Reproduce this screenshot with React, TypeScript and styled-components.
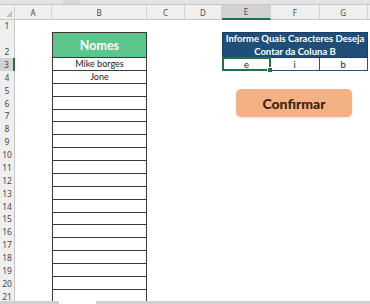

-------------------------

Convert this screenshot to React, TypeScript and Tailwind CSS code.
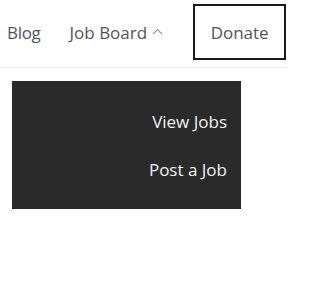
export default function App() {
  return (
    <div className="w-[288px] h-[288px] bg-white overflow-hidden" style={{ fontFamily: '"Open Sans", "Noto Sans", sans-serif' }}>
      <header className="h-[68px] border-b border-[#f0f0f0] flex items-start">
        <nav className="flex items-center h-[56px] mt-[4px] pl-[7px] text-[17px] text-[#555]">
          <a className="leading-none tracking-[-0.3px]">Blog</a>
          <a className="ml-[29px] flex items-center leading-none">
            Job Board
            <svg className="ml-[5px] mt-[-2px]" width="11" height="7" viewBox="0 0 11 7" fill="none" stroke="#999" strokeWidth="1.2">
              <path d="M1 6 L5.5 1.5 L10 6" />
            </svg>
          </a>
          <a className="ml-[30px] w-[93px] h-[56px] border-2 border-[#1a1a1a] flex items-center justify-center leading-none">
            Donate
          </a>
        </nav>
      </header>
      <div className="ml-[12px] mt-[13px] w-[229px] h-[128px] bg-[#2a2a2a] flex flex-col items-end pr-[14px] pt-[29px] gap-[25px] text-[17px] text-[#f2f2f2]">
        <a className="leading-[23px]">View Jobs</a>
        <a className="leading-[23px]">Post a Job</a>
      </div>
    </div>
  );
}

-------------------------

◆ TASK REQUIREMENTS: What is the number of lines in the data holding the word "TypeScript"? Reply with that number only.

◆ FINISHED EXERCISE: 2